Joan Winfield (Bette Davis) is an heiress about to elope with a band leader she has only known for a few weeks. Her oil rich father does not approve. When Joan and her fiance hire a pilot to fly them to Vegas for a quick wedding, hilarity ensues. Pilot Steve Collins (James Cagney) has just lost his plane to creditors. What to do? Call up Joan's dad of course and offer to fly her to her dad rather than to Vegas. Collins charges $10 per pound, just the right amount to pay his creditors. Joan's father thinks this sounds good because, "She won't weigh so much after an all night trip."

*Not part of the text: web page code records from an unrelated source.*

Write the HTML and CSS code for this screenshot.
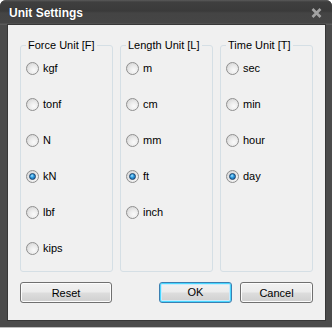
FILE: index.html
```html
<!DOCTYPE html>
<html>
<head>
<meta charset="utf-8">
<link rel="stylesheet" href="styles.css">
</head>
<body>
<div class="window">
  <div class="titlebar">
    <span class="title">Unit Settings</span>
    <svg class="close" width="11" height="10" viewBox="0 0 11 10"><path d="M1.5 1 L9.5 9 M9.5 1 L1.5 9" stroke="#a3a3a3" stroke-width="2.6" stroke-linecap="butt"/></svg>
  </div>
  <div class="client">
    <div class="groups">
      <fieldset class="group">
        <legend>Force Unit [F]</legend>
        <div class="opts">
          <div class="opt"><span class="radio"></span><span>kgf</span></div>
          <div class="opt"><span class="radio"></span><span>tonf</span></div>
          <div class="opt"><span class="radio"></span><span>N</span></div>
          <div class="opt"><span class="radio checked"><span class="dot"></span></span><span>kN</span></div>
          <div class="opt"><span class="radio"></span><span>lbf</span></div>
          <div class="opt"><span class="radio"></span><span>kips</span></div>
        </div>
      </fieldset>
      <fieldset class="group">
        <legend>Length Unit [L]</legend>
        <div class="opts">
          <div class="opt"><span class="radio"></span><span>m</span></div>
          <div class="opt"><span class="radio"></span><span>cm</span></div>
          <div class="opt"><span class="radio"></span><span>mm</span></div>
          <div class="opt"><span class="radio checked"><span class="dot"></span></span><span>ft</span></div>
          <div class="opt"><span class="radio"></span><span>inch</span></div>
        </div>
      </fieldset>
      <fieldset class="group">
        <legend>Time Unit [T]</legend>
        <div class="opts">
          <div class="opt"><span class="radio"></span><span>sec</span></div>
          <div class="opt"><span class="radio"></span><span>min</span></div>
          <div class="opt"><span class="radio"></span><span>hour</span></div>
          <div class="opt"><span class="radio checked"><span class="dot"></span></span><span>day</span></div>
        </div>
      </fieldset>
    </div>
    <div class="buttons">
      <button class="btn reset">Reset</button>
      <span class="spacer"></span>
      <button class="btn ok">OK</button>
      <button class="btn cancel">Cancel</button>
    </div>
  </div>
</div>
</body>
</html>
```

FILE: styles.css
```css
html, body {
  margin: 0;
  padding: 0;
  background: #ffffff;
}
.window {
  width: 332px;
  height: 328px;
  box-sizing: border-box;
  background: #4b4b4b;
  border-radius: 6px 6px 0 0;
  display: flex;
  flex-direction: column;
  font-family: "Liberation Sans", Arial, sans-serif;
  font-size: 11px;
  color: #000;
  border-bottom: 1px solid #bdbdbd;
}
.titlebar {
  height: 25px;
  flex: none;
  box-sizing: border-box;
  display: flex;
  align-items: center;
  justify-content: space-between;
  padding: 0 9px 0 9px;
  border-radius: 6px 6px 0 0;
  background: linear-gradient(#5a5a5a 0px, #3f3f3f 2px, #3a3a3a 11px, #444444 13px, #454545 23px, #5a5a5a 24px);
}
.title {
  color: #ffffff;
  font-weight: bold;
  font-size: 12px;
  text-shadow: 0 0 1px rgba(0,0,0,0.6);
  margin-top: 1px;
}
.close {
  display: block;
  margin-top: 0px;
  margin-right: 1px;
}
.client {
  flex: 1;
  margin: 0 7px 7px 8px;
  background: #f0f0f0;
  box-shadow: 0 0 0 1px #373737;
  padding: 13px 12px 0 12px;
  display: flex;
  flex-direction: column;
}
.groups {
  display: flex;
  gap: 7px;
}
.group {
  width: 93px;
  height: 234px;
  box-sizing: border-box;
  margin: 0;
  padding: 0 0 0 5px;
  border: 1px solid #d5dfe5;
  border-radius: 3px;
  min-width: 0;
}
.group legend {
  margin-left: 0px;
  padding: 0 2px;
  line-height: 14px;
}
.opts {
  display: flex;
  flex-direction: column;
  margin-top: -2px;
}
.opt {
  height: 36px;
  display: flex;
  align-items: center;
  gap: 4px;
}
.radio {
  width: 13px;
  height: 13px;
  box-sizing: border-box;
  border-radius: 50%;
  border: 1px solid #8f8f8f;
  background: radial-gradient(circle at 62% 66%, #fafafa 0%, #ececec 40%, #cdcdcd 100%);
  display: flex;
  align-items: center;
  justify-content: center;
  flex: none;
}
.dot {
  width: 7px;
  height: 7px;
  box-sizing: border-box;
  border-radius: 50%;
  border: 1px solid #17406a;
  background: radial-gradient(circle at 40% 35%, #b6ecff 0%, #38a3e6 35%, #0b5697 100%);
}
.buttons {
  display: flex;
  margin-top: 10px;
  gap: 8px;
}
.spacer {
  flex: 1;
}
.btn {
  height: 21px;
  box-sizing: border-box;
  padding: 0;
  font-family: "Liberation Sans", Arial, sans-serif;
  font-size: 11px;
  color: #000;
  border: 1px solid #707070;
  border-radius: 3px;
  background: linear-gradient(#f2f2f2 0%, #ebebeb 48%, #dddddd 52%, #cfcfcf 100%);
  box-shadow: inset 0 0 0 1px #fcfcfc;
}
.reset {
  width: 92px;
}
.ok {
  width: 73px;
  border-color: #3c7fb1;
  box-shadow: inset 0 0 0 1px #48d7ff, inset 0 0 0 2px #c9eafc;
  background: linear-gradient(#eaf6fd 0%, #d9f0fc 48%, #bee6fd 52%, #a7d9f5 100%);
  background: linear-gradient(#f2f2f2 0%, #ebebeb 48%, #dddddd 52%, #cfcfcf 100%);
  padding-bottom: 2px;
}
.cancel {
  width: 73px;
}
```
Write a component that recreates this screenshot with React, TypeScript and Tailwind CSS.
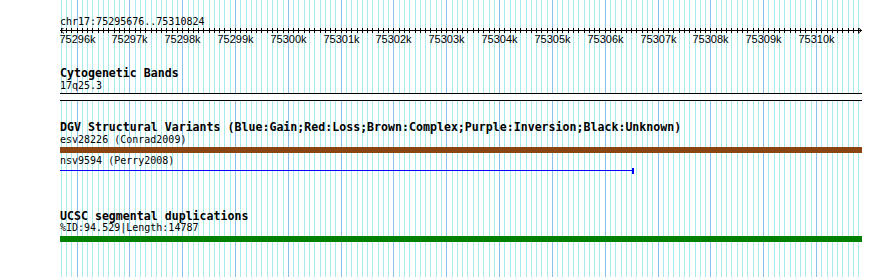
import React from "react";

const START = 75295676;
const END = 75310824;
const X0 = 60;
const W = 800;
const toX = (p: number) => X0 + ((p - START) * W) / (END - START);

const gridPositions: number[] = [];
for (let p = 75295700; p <= 75310800; p += 100) gridPositions.push(p);

const majors: number[] = [];
for (let p = 75296000; p <= 75310000; p += 1000) majors.push(p);

function Grid() {
  return (
    <svg className="absolute inset-0" width={890} height={277}>
      {gridPositions.map((p) => {
        const x = Math.floor(toX(p)) + 0.5;
        const major = p % 1000 === 0;
        return (
          <line
            key={p}
            x1={x}
            x2={x}
            y1={0}
            y2={277}
            stroke={major ? "#88c0ee" : "#a6ecec"}
            strokeWidth={1}
          />
        );
      })}
    </svg>
  );
}

function Ruler() {
  return (
    <svg width={890} height={18} className="block -ml-[60px]">
      <line x1={60} x2={862} y1={2.5} y2={2.5} stroke="#000" strokeWidth={1} />
      <polyline points="64,-0.5 60.5,2.5 64,5.5" fill="none" stroke="#000" strokeWidth={1} />
      <polyline points="858,-0.5 861.5,2.5 858,5.5" fill="none" stroke="#000" strokeWidth={1} />
      {gridPositions.map((p) => {
        const x = Math.floor(toX(p)) + 0.5;
        return <line key={p} x1={x} x2={x} y1={0} y2={5} stroke="#000" strokeWidth={1} />;
      })}
      {majors.map((p) => (
        <text
          key={p}
          x={Math.floor(toX(p)) + 0.5}
          y={15}
          textAnchor="middle"
          fontFamily="'Liberation Sans', Arial, sans-serif"
          fontSize={11}
          fill="#000"
        >
          {Math.round(p / 1000)}k
        </text>
      ))}
    </svg>
  );
}

export default function App() {
  return (
    <div className="relative w-[890px] h-[277px] overflow-hidden bg-white text-black font-['DejaVu_Sans_Mono',monospace]">
      <Grid />
      <div className="relative flex flex-col pl-[60px]">
        <div className="mt-[16px] h-[12px] text-[10px] leading-[12px]">chr17:75295676..75310824</div>
        <Ruler />

        <div className="mt-[21px] h-[13px] text-[11.6px] leading-[13px] font-bold">Cytogenetic Bands</div>
        <div className="h-[12px] text-[10px] leading-[12px]">17q25.3</div>
        <div className="mt-[1px] h-[8px] w-[802px] border-y border-black bg-white"></div>

        <div className="mt-[20px] h-[13px] text-[11.6px] leading-[13px] font-bold whitespace-nowrap">
          DGV Structural Variants (Blue:Gain;Red:Loss;Brown:Complex;Purple:Inversion;Black:Unknown)
        </div>
        <div className="h-[12px] text-[10px] leading-[12px]">esv28226 (Conrad2009)</div>
        <div className="mt-[1px] h-[6px] w-[802px] bg-[#8b4513]"></div>
        <div className="mt-[2px] h-[12px] text-[10px] leading-[12px]">nsv9594 (Perry2008)</div>
        <div className="mt-[1px] h-[6px] w-[574px] flex items-start">
          <div className="mt-[2px] h-[1px] flex-1 bg-[#0000ff]"></div>
          <div className="h-[6px] w-[2px] bg-[#0000ff]"></div>
        </div>

        <div className="mt-[36px] h-[12px] text-[11.6px] leading-[12px] font-bold">UCSC segmental duplications</div>
        <div className="h-[12px] text-[10px] leading-[12px]">%ID:94.529|Length:14787</div>
        <div className="mt-[2px] h-[6px] w-[802px] bg-[#008000]"></div>
      </div>
    </div>
  );
}
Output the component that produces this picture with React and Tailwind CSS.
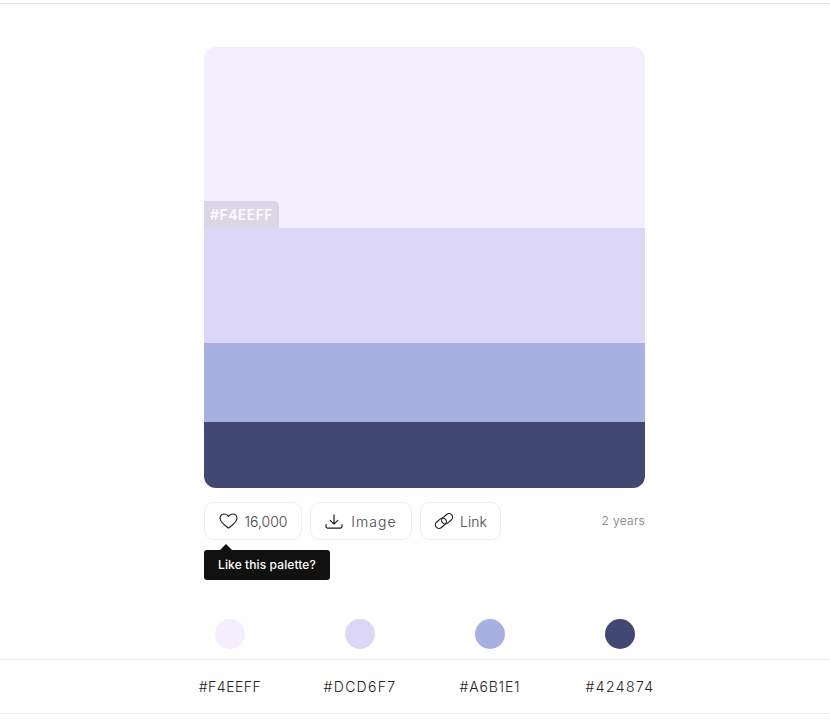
const F = { fontFamily: '"Inter", "Open Sans", sans-serif' };

function Heart() {
  return (
    <svg width="19" height="16" viewBox="0 0 20 17" fill="none" stroke="#1f1f1f" strokeWidth="1.2" strokeLinejoin="round">
      <path d="M10 16 C7.5 14 1 10.2 1 5.6 C1 2.9 3 1 5.5 1 C7.4 1 9 2 10 3.6 C11 2 12.6 1 14.5 1 C17 1 19 2.9 19 5.6 C19 10.2 12.5 14 10 16 Z" />
    </svg>
  );
}
function Download() {
  return (
    <svg width="18" height="15" viewBox="0 0 18 15" fill="none" stroke="#1f1f1f" strokeWidth="1.2" strokeLinecap="round" strokeLinejoin="round">
      <path d="M9 0.8 V10 M5.2 6.4 L9 10.2 L12.8 6.4" />
      <path d="M1 10.5 V12.6 C1 13.5 1.6 14.1 2.5 14.1 H15.5 C16.4 14.1 17 13.5 17 12.6 V10.5" />
    </svg>
  );
}
function LinkIcon() {
  return (
    <svg width="20" height="16" viewBox="0 0 20 16" fill="none" stroke="#1f1f1f" strokeWidth="1.15">
      <rect x="-6" y="-3.6" width="12" height="7.2" rx="3.6" transform="translate(6.9 10.2) rotate(-40)" />
      <rect x="-6" y="-3.6" width="12" height="7.2" rx="3.6" transform="translate(13.1 5.8) rotate(-40)" />
    </svg>
  );
}

function Btn({ icon, label, width, gap, text = "" }) {
  return (
    <button className={`flex h-[38px] items-center justify-center rounded-[10px] border border-[#eeeeee] bg-white text-[14px] font-light text-[#444444] ${width} ${gap}`}>
      {icon}
      <span className={text}>{label}</span>
    </button>
  );
}

const colors = [
  ["#F4EEFF", "bg-[#f4eeff]", "tracking-[0.5px]"],
  ["#DCD6F7", "bg-[#dcd6f7]", "tracking-[1.3px]"],
  ["#A6B1E1", "bg-[#a6b1e1]", "tracking-[0.8px]"],
  ["#424874", "bg-[#424874]", "tracking-[1.4px]"],
];

export default function App() {
  return (
    <div className="flex h-[724px] w-[830px] flex-col overflow-hidden bg-[#fefefe]" style={F}>
      <div className="h-[4px] border-b border-[#e8e8e8]" />
      <main className="ml-[204px] mt-[43px] w-[441px]">
        <div className="flex h-[441px] flex-col overflow-hidden rounded-[12px]">
          <div className="relative h-[181px] bg-[#f4eeff]">
            <span className="absolute bottom-0 left-0 flex h-[27px] w-[75px] items-center justify-center rounded-tr-[5px] bg-black/10 text-[14px] font-semibold tracking-[0.4px] text-white/90">
              #F4EEFF
            </span>
          </div>
          <div className="h-[115px] bg-[#dcd6f7]" />
          <div className="h-[79px] bg-[#a6b1e1]" />
          <div className="h-[66px] bg-[#424874]" />
        </div>
        <div className="mt-[14px] flex items-center">
          <div className="relative flex gap-2">
            <Btn icon={<Heart />} label="16,000" width="w-[98px]" gap="gap-[7px]" />
            <Btn icon={<Download />} label="Image" width="w-[102px]" gap="gap-[8px]" text="tracking-[1.1px]" />
            <Btn icon={<LinkIcon />} label="Link" width="w-[81px]" gap="gap-[6px]" />
            <div className="absolute left-0 top-[48px] flex h-[30px] w-[126px] items-center justify-center rounded-[3px] bg-[#111111] text-[12px] font-medium tracking-[0.1px] text-white">
              Like this palette?
              <span className="absolute left-[16px] top-[-6px] h-0 w-0 border-x-[6px] border-b-[6px] border-x-transparent border-b-[#111111]" />
            </div>
          </div>
          <span className="ml-auto text-[12px] font-light tracking-[0.3px] text-[#777777]">2 years</span>
        </div>
      </main>
      <div className="ml-[165px] mt-[79px] grid w-[520px] grid-cols-4">
        {colors.map(([name, bg]) => (
          <div key={name} className="flex justify-center">
            <div className={`h-[30px] w-[30px] rounded-full ${bg}`} />
          </div>
        ))}
      </div>
      <div className="mt-[10px] border-y border-[#eeeeee]">
        <div className="ml-[165px] grid h-[53px] w-[520px] grid-cols-4 items-center">
          {colors.map(([name, , track]) => (
            <span key={name} className={`text-center text-[14px] font-light text-[#222222] ${track}`}>
              {name}
            </span>
          ))}
        </div>
      </div>
    </div>
  );
}
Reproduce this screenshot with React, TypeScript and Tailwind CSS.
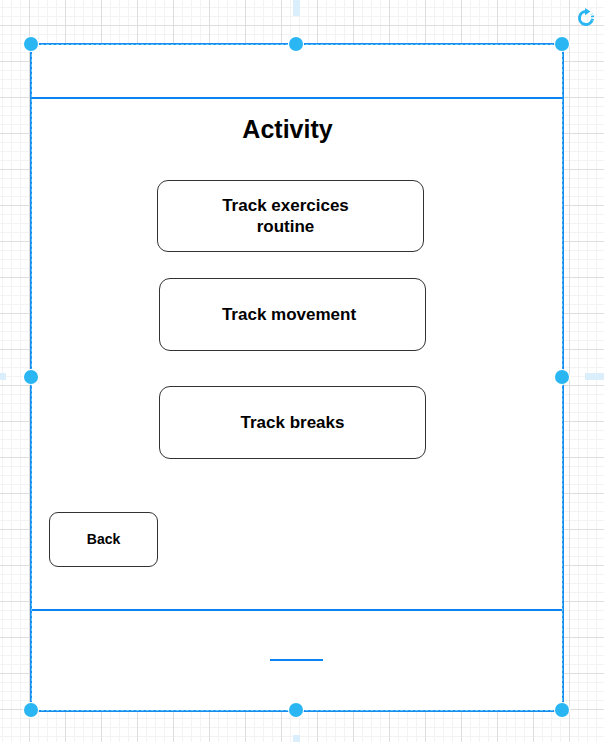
import React from 'react';

const handles = [
    'left-[24px] top-[37px]',
    'left-[289px] top-[37px]',
    'left-[555px] top-[37px]',
    'left-[24px] top-[370px]',
    'left-[555px] top-[370px]',
    'left-[24px] top-[703px]',
    'left-[289px] top-[703px]',
    'left-[555px] top-[703px]',
];

const App: React.FC = () => {
    return (
        <div
            className="relative w-[604px] h-[742px] overflow-hidden bg-white bg-[linear-gradient(to_right,#dedede_1px,transparent_1px),linear-gradient(to_bottom,#dedede_1px,transparent_1px),linear-gradient(to_right,#f3f3f3_1px,transparent_1px),linear-gradient(to_bottom,#f3f3f3_1px,transparent_1px)] bg-[length:36px_36px,36px_36px,9px_9px,9px_9px] bg-[position:29px_25px,29px_25px,29px_25px,29px_25px] pt-[43px] pl-[30px]"
            style={{ fontFamily: '"Liberation Sans", Arial, sans-serif' }}
        >
            {/* guides */}
            <div className="absolute left-[293px] top-0 w-[7px] h-[16px] bg-[#dbeefc]" />
            <div className="absolute left-0 top-[373px] w-[6px] h-[7px] bg-[#dbeefc]" />
            <div className="absolute left-[585px] top-[373px] w-[19px] h-[7px] bg-[#dbeefc]" />
            <div className="absolute left-[293px] top-[735px] w-[7px] h-[7px] bg-[#dbeefc]" />

            {/* shape */}
            <div className="relative w-[534px] h-[669px] bg-white border-2 border-[#1a8cf0] flex flex-col">
                <div className="h-[54px] shrink-0 border-b-2 border-[#0a84f0]" />
                <div className="h-[512px] shrink-0 border-b-2 border-[#0a84f0] flex flex-col items-start">
                    <div className="w-full pr-[19px] pt-[16px] text-center text-[25px] leading-[29px] font-bold text-black">
                        Activity
                    </div>
                    <div className="ml-[125px] mt-[36px] w-[267px] h-[72px] pr-[10px] rounded-[11px] border border-[#333] flex items-center justify-center text-center text-[17px] leading-[21px] font-bold text-black">
                        Track exercices
                        <br />
                        routine
                    </div>
                    <div className="ml-[127px] mt-[26px] w-[267px] h-[73px] pr-[7px] rounded-[11px] border border-[#333] flex items-center justify-center text-[17px] font-bold text-black">
                        Track movement
                    </div>
                    <div className="ml-[127px] mt-[35px] w-[267px] h-[73px] rounded-[11px] border border-[#333] flex items-center justify-center text-[17px] font-bold text-black">
                        Track breaks
                    </div>
                    <div className="ml-[17px] mt-[53px] w-[109px] h-[55px] rounded-[9px] border border-[#333] flex items-center justify-center text-[14px] font-bold text-black">
                        Back
                    </div>
                </div>
                <div className="flex-1">
                    <div className="ml-[238px] mt-[48px] w-[53px] h-[2px] bg-[#0a84f0]" />
                </div>
                <div className="absolute -inset-[1px] border border-dashed border-[#5ec8f8] pointer-events-none" />
            </div>

            {/* selection handles */}
            {handles.map((pos) => (
                <div
                    key={pos}
                    className={`absolute ${pos} w-[14px] h-[14px] rounded-full bg-[#29b6f2] ring-1 ring-white`}
                />
            ))}

            {/* rotate handle */}
            <svg className="absolute left-[576px] top-[8px]" width="20" height="20" viewBox="0 0 20 20">
                <path d="M10 3.5 A6.5 6.5 0 1 0 16.1 12.2" fill="none" stroke="#29b6f2" strokeWidth="3" />
                <path d="M16.1 12.2 A6.5 6.5 0 0 0 15.5 6" fill="none" stroke="#29b6f2" strokeWidth="3" strokeDasharray="1.6 1.4" />
                <path d="M9 0 L14.5 3.5 L9 7.2 Z" fill="#29b6f2" />
            </svg>
        </div>
    );
};

export default App;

Joan doesn't much appreciate having her fiance tricked out of the plane and then being kidnapped. Her early attempt to jump out of the plane backfires, though, when Steve loses control of the plane trying to stop her and they crash land in the desert. There is a running gag in which Joan and Steve take turns falling on cacti throughout the movie. The cacti get their own dopey music, and Joan, while she still hates Steve, gets to lie across his lap while he picks prickers out of her butt. All while going through his picnic basket of fattening food... Steve is still hoping to get more money upon delivering her.
The dopey cacti music was just one sign that this was a dopey movie. Joan and Steve spend some time with an old hermit living in a ghost town, they cave in an old mine, there is a joke about marriage: "One of you's gettin' married, the other's going to jail. So you really got a lot in common," and eventually the characters don't couple up as originally planned. A slapstick comedy that caused more groaning and cringing than laughing. One star, and I don't really want to see this again. Still in search of entertaining early Bette Davis movies...
2 comments:
"It's love I'm after", if you haven't reviewed it already. Awesome movie lol.
That movie is actually already on my "want to see" list, but it's not available through my library system or on Netflix as of yet. I'll have to work harder to track it down!